I found this large, colourful hoverfly feeding on Yarrow (Achilea millefolium) in the garden this evening. It is a male Volucella inanis, a hornet mimic which is also found in nests of wasps and hornets, where its larvae develop. Spot on, its numbers peak at the beginning of August. The entry in Stubbs and Falk's British Hoverflies notes that its distribution range is expanding north, and being the first time I come across this species, I checked the NBN Gateway: no records for East Yorkshire or anywhere north of the Humber. Another species expanding its range due to climate change? I should start keeping a list.
UPDATE 4/08/2013. Barry Warrington e-mailed me with some more info about the species in East Yorskshire: "V. inanis is scarce in our County. I recently found one a couple of weeks back and having liaised with the YNU Diptera recorder and checked the Watsonian Checklist, my find was the first for East Yorkshire.
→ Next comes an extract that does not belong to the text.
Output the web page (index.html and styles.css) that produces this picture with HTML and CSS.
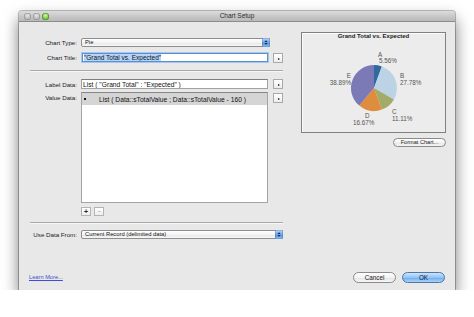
FILE: index.html
```html
<!DOCTYPE html>
<html>
<head>
<meta charset="utf-8">
<title>Chart Setup</title>
<link rel="stylesheet" href="styles.css">
</head>
<body>
<div class="window">
  <div class="titlebar">
    <div class="lights"><span class="light"></span><span class="light"></span><span class="light green"></span></div>
    <div class="title">Chart Setup</div>
  </div>
  <div class="content">
    <div class="left">
      <div class="row r1">
        <span class="lbl">Chart Type:</span>
        <div class="popup w189">
          <span class="ptext">Pie</span>
          <svg class="stepper" width="8" height="9" viewBox="0 0 8 9"><defs><linearGradient id="sg1" x1="0" y1="0" x2="0" y2="1"><stop offset="0" stop-color="#b9d6f6"/><stop offset="0.5" stop-color="#6ea6e6"/><stop offset="0.51" stop-color="#4d8ddc"/><stop offset="1" stop-color="#8cc0f4"/></linearGradient></defs><rect x="0" y="0" width="8" height="9" rx="1.5" fill="url(#sg1)" stroke="#4a6f9e" stroke-width="0.6"/><path d="M2.5 4 L4 2.2 L5.5 4 Z M2.5 5 L4 6.8 L5.5 5 Z" fill="#142850"/></svg>
        </div>
      </div>
      <div class="row r2">
        <span class="lbl">Chart Title:</span>
        <div class="field focus w186"><span class="sel">"Grand Total vs. Expected"</span></div>
        <span class="abtn"><span class="tri"></span></span>
      </div>
      <div class="sep s1"></div>
      <div class="row r3">
        <span class="lbl">Label Data:</span>
        <div class="field w187">List ( "Grand Total" : "Expected" )</div>
        <span class="abtn"><span class="tri"></span></span>
      </div>
      <div class="row r4">
        <span class="lbl">Value Data:</span>
        <div class="list">
          <div class="item"><span class="bullet"></span>List ( Data::sTotalValue ; Data::sTotalValue - 160 )</div>
        </div>
        <span class="abtn top"><span class="tri"></span></span>
      </div>
      <div class="pm"><span class="pmbtn">+</span><span class="pmbtn minus">−</span></div>
      <div class="sep s2"></div>
      <div class="row r5">
        <span class="lbl">Use Data From:</span>
        <div class="popup w202">
          <span class="ptext">Current Record (delimited data)</span>
          <svg class="stepper" width="8" height="9" viewBox="0 0 8 9"><defs><linearGradient id="sg2" x1="0" y1="0" x2="0" y2="1"><stop offset="0" stop-color="#b9d6f6"/><stop offset="0.5" stop-color="#6ea6e6"/><stop offset="0.51" stop-color="#4d8ddc"/><stop offset="1" stop-color="#8cc0f4"/></linearGradient></defs><rect x="0" y="0" width="8" height="9" rx="1.5" fill="url(#sg2)" stroke="#4a6f9e" stroke-width="0.6"/><path d="M2.5 4 L4 2.2 L5.5 4 Z M2.5 5 L4 6.8 L5.5 5 Z" fill="#142850"/></svg>
        </div>
      </div>
    </div>
    <div class="right">
      <div class="chartbox">
        <div class="ctitle">Grand Total vs. Expected</div>
        <svg class="pie" width="143" height="92" viewBox="0 0 143 92">
          <path d="M72 48 L72 25 A23 23 0 0 1 79.87 26.39 Z" fill="#2f6a9e"/>
          <path d="M72 48 L79.87 26.39 A23 23 0 0 1 91.92 59.5 Z" fill="#bcd3e5"/>
          <path d="M72 48 L91.92 59.5 A23 23 0 0 1 79.87 69.61 Z" fill="#a2ab6a"/>
          <path d="M72 48 L79.87 69.61 A23 23 0 0 1 57.22 65.62 Z" fill="#de8c3d"/>
          <path d="M72 48 L57.22 65.62 A23 23 0 0 1 72 25 Z" fill="#7b7ab7"/>
          <g class="plabel">
            <text x="76" y="17">A</text>
            <text x="77" y="23">5.56%</text>
            <text x="98" y="38">B</text>
            <text x="98" y="45">27.78%</text>
            <text x="90" y="74">C</text>
            <text x="90" y="81">11.11%</text>
            <text x="63" y="78">D</text>
            <text x="51" y="85">16.67%</text>
            <text x="49" y="38" text-anchor="end">E</text>
            <text x="49" y="45" text-anchor="end">38.89%</text>
          </g>
        </svg>
      </div>
      <div class="fmt"><span class="pill">Format Chart...</span></div>
    </div>
  </div>
  <div class="footer">
    <a class="learn">Learn More...</a>
    <div class="btns"><span class="btn">Cancel</span><span class="btn ok">OK</span></div>
  </div>
</div>
</body>
</html>
```
FILE: styles.css
```css
html, body {
  margin: 0;
  padding: 0;
  background: #ffffff;
}
body {
  font-family: "Liberation Sans", Arial, sans-serif;
  color: #111;
}
.window {
  margin: 11px 0 0 19px;
  width: 436px;
  height: 279px;
  background: #e8e8e8;
  display: flex;
  flex-direction: column;
  border-radius: 3px 3px 0 0;
  box-shadow: 0 8px 16px rgba(0, 0, 0, 0.55), 0 0 0 1px rgba(0, 0, 0, 0.25);
}
.titlebar {
  height: 11px;
  box-sizing: border-box;
  background: linear-gradient(#dcdcdc, #c6c6c6 60%, #b9b9b9);
  border-bottom: 1px solid #8c8c8c;
  border-radius: 3px 3px 0 0;
  display: flex;
  align-items: center;
}
.lights {
  display: flex;
  padding-left: 5px;
  width: 30px;
  box-sizing: border-box;
}
.light {
  width: 7px;
  height: 7px;
  border-radius: 50%;
  background: radial-gradient(circle at 50% 35%, #e6e6e6, #b0b0b0 75%);
  box-shadow: inset 0 0 0 0.6px #8e8e8e;
}
.light + .light {
  margin-left: 2px;
}
.light.green {
  background: radial-gradient(circle at 50% 35%, #d4f9b0, #6cc33c 60%, #3f9a1f);
  box-shadow: inset 0 0 0 0.6px #4a8a2c;
}
.title {
  flex: 1;
  text-align: center;
  margin-right: 30px;
  font-size: 6.5px;
  color: #2a2a2a;
  line-height: 10px;
}
.content {
  flex: 1;
  display: flex;
}
.left {
  width: 264px;
  box-sizing: border-box;
  padding-left: 11px;
  padding-top: 16px;
}
.right {
  margin-left: 18px;
  width: 145px;
  padding-top: 10px;
}
.row {
  display: flex;
  align-items: center;
}
.lbl {
  width: 47px;
  flex: none;
  text-align: right;
  margin-right: 4px;
  font-size: 6.2px;
  color: #222;
  white-space: nowrap;
}
.r1 { height: 9px; }
.r2 { height: 11px; margin-top: 5px; }
.r3 { height: 10px; margin-top: 7px; }
.r4 { margin-top: 3px; align-items: flex-start; }
.r4 .lbl { line-height: 12px; }
.r5 { height: 9px; margin-top: 6px; }
.popup {
  height: 9px;
  box-sizing: border-box;
  border: 1px solid #8e8e8e;
  border-radius: 2px;
  background: linear-gradient(#ffffff, #f4f4f4 50%, #e6e6e6 51%, #f7f7f7);
  display: flex;
  align-items: stretch;
}
.w189 { width: 189px; }
.w202 { width: 202px; }
.ptext {
  flex: 1;
  font-size: 5.8px;
  line-height: 7px;
  padding-left: 3px;
  white-space: nowrap;
}
.stepper {
  display: block;
  margin: -1px -1px -1px 0;
}
.field {
  height: 10px;
  box-sizing: border-box;
  background: #ffffff;
  border: 1px solid #a2a2a2;
  border-top-color: #7e7e7e;
  font-size: 6.7px;
  padding-left: 1px;
  display: flex;
  align-items: center;
  white-space: nowrap;
  overflow: hidden;
}
.w186 { width: 186px; margin-left: 1px; }
.w187 { width: 187px; }
.field.focus {
  height: 9px;
  border-color: #5b90d0;
  box-shadow: 0 0 0 1px #a6c6ee;
  font-size: 6.5px;
}
.sel {
  background: #b6d4fa;
}
.abtn {
  width: 10px;
  height: 10px;
  box-sizing: border-box;
  margin-left: 5px;
  border: 1px solid #a9a9a9;
  background: linear-gradient(#ffffff, #ececec);
  display: flex;
  align-items: flex-end;
  justify-content: center;
  padding: 0 0 2px 2px;
}
.abtn.top {
  margin-top: 1px;
}
.tri {
  width: 0;
  height: 0;
  border-left: 2px solid #111;
  border-top: 1.5px solid transparent;
  border-bottom: 1.5px solid transparent;
}
.sep {
  width: 253px;
  height: 1px;
  background: #a9a9a9;
  border-bottom: 1px solid #f7f7f7;
}
.s1 { margin-top: 7px; }
.s2 { margin-top: 6px; }
.list {
  width: 187px;
  height: 111px;
  box-sizing: border-box;
  background: #ffffff;
  border: 1px solid #a4a4a4;
  border-top-color: #868686;
}
.item {
  height: 12px;
  background: #d5d5d5;
  display: flex;
  align-items: center;
  font-size: 6.7px;
  white-space: nowrap;
}
.bullet {
  width: 2px;
  height: 2px;
  background: #111;
  margin: 0 13px 0 2px;
}
.pm {
  display: flex;
  margin-top: 4px;
  margin-left: 51px;
  height: 9px;
}
.pmbtn {
  width: 10px;
  height: 9px;
  box-sizing: border-box;
  border: 1px solid #b4b4b4;
  background: linear-gradient(#ffffff, #ededed);
  font-size: 7px;
  font-weight: bold;
  line-height: 7px;
  text-align: center;
  color: #222;
}
.pmbtn.minus {
  margin-left: 3px;
  color: #a8a8a8;
  font-weight: normal;
}
.chartbox {
  width: 145px;
  height: 101px;
  box-sizing: border-box;
  border: 1px solid #808080;
  background: #ececec;
  box-shadow: inset 1px 1px 0 #fbfbfb;
}
.ctitle {
  font-size: 6px;
  font-weight: bold;
  line-height: 7px;
  text-align: center;
  color: #222;
}
.pie {
  display: block;
}
.plabel text {
  font-family: "Liberation Sans", Arial, sans-serif;
  font-size: 6.3px;
  fill: #555555;
}
.fmt {
  display: flex;
  justify-content: flex-end;
  margin-top: 5px;
}
.pill {
  width: 53px;
  height: 9px;
  box-sizing: border-box;
  border: 1px solid #8a8a8a;
  border-radius: 5px;
  background: linear-gradient(#ffffff, #f3f3f3 50%, #e4e4e4 51%, #f6f6f6);
  font-size: 5.6px;
  line-height: 7px;
  text-align: center;
  color: #222;
}
.footer {
  height: 22px;
  box-sizing: border-box;
  padding: 4px 10px 8px;
  display: flex;
  align-items: center;
  justify-content: space-between;
}
.learn {
  font-size: 5.7px;
  color: #3c4fd6;
  text-decoration: underline;
}
.btns {
  display: flex;
}
.btn {
  width: 43px;
  height: 11px;
  box-sizing: border-box;
  border: 1px solid #8a8a8a;
  border-radius: 6px;
  background: linear-gradient(#ffffff, #f3f3f3 50%, #e3e3e3 51%, #f8f8f8);
  font-size: 6.3px;
  line-height: 9px;
  text-align: center;
  color: #222;
}
.btn + .btn {
  margin-left: 6px;
}
.btn.ok {
  background: linear-gradient(#cde4fb, #93c3f3 50%, #6da9ea 51%, #a9d2fa);
  border-color: #4d76aa;
  color: #0f2038;
}
```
It is clearly spreading well and quickly, with it being most common in VC63."
1 comment:
Did you check with Roger Morris?
I contributed many if not all of the more recent SK48 records on the NBN Gateway, and Paul Leonard (Rotherham Biological Records Officer) would have been the source of the majority of the SK49 ones.
(I haven't seen any in S. Yorks so far this year, and very few in Southern England).